Artist Reference- Rinko Kawauchi

Rinko Kawauchi is a Japanese photographer with an incredibly unique photographic style, especially within her book Illuminance, which explores light, shape, and colour through a variety of mainly abstract images. The images are placed in the book without any kind of titles or explanation given to the reader, instead allowing them to interpret the compositions on their own.

Her images are often soft and dreamlike, sometimes overexposed, placing a focus on the way lighting is used throughout the project. By using a film camera, Kawauchi is able to create timeless images, capturing immense amounts of detail and creating a physical attachment to the images created instead of the cold, methodical creation of digital images.

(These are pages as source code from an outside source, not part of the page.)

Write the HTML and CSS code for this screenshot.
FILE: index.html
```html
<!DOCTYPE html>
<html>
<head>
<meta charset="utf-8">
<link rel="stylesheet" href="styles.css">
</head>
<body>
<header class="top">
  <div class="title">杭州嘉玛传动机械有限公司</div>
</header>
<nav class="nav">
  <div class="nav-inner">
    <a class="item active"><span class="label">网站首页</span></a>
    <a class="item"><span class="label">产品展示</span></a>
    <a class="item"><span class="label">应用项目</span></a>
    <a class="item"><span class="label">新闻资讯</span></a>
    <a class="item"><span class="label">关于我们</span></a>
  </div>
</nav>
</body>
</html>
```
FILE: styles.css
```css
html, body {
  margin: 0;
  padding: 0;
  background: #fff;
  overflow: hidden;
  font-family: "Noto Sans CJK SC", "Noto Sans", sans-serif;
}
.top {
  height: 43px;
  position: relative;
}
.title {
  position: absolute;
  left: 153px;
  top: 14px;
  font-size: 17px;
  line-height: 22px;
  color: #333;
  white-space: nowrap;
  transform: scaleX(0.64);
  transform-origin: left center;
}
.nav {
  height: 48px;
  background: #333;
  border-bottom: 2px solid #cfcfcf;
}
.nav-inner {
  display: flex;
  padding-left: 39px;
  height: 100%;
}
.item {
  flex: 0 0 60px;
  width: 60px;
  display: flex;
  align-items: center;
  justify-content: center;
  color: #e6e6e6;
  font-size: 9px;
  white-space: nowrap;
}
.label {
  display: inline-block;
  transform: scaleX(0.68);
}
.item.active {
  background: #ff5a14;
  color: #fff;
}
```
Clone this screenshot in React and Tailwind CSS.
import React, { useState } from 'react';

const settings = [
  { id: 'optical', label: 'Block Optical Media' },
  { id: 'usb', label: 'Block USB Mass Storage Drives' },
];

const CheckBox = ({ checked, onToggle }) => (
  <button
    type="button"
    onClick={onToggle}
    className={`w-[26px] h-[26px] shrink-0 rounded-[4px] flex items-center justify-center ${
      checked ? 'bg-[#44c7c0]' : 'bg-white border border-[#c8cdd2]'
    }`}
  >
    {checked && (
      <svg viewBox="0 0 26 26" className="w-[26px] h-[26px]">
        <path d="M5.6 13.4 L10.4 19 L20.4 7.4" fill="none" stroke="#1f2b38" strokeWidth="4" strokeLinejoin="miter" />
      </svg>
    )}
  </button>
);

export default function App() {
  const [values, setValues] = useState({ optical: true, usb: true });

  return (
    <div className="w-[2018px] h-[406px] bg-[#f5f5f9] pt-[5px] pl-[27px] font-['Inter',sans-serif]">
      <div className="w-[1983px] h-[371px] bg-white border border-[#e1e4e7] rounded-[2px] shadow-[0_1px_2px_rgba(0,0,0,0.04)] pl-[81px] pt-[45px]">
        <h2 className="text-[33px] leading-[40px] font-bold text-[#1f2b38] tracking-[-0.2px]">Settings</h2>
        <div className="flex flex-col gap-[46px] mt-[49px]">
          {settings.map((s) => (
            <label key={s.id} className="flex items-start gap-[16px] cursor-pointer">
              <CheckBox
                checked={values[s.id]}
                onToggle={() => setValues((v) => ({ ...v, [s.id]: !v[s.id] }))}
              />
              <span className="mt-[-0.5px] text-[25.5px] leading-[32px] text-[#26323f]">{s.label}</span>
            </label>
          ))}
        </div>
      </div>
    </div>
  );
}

Kawauchi creates her images using Rolleiflex camera

In Masatake Shinohara’s essay for Aperature regarding Kawauchi’s work, she says, ‘Her act of photographing is less a way of referring to the appearance of everyday reality than it is a revealing of the luminous open space within which sensuous elements are free-floating. That is to say, in her practice, a sequence of photographs does not fix the appearance of everyday events, but rather evokes the realness of ambiguous ether that existed prior to the fixation of the predominant worldly setting.

This is one of my favourite images from the series, a simple shot showing sunlight reflecting off of the sea. I especially like the colours used, with the light yellow sun contrasting the shadows of the dark purple shadows created, making a harmonious and visually pleasing colour scheme. It is slightly blurred, once again tying into concepts of memories and dreams and parts of surrealist artwork. This image is from Kawauchi’s book Aila which was published in 2005. It explores the line between life and death through abstract photography, capturing everyday scenarios in breathtaking detail. In an article written by Christy Lange, Kawauchi’s intentions are analysed further, ‘by photographing them, Kawauchi makes the fleeting moments of life even more fragile – not less so – because she makes them static and visible for us. We can see them as we would in our mind’s eye – with the blurred and imperfect vision of memory.

2 thoughts on “Artist Reference- Rinko Kawauchi”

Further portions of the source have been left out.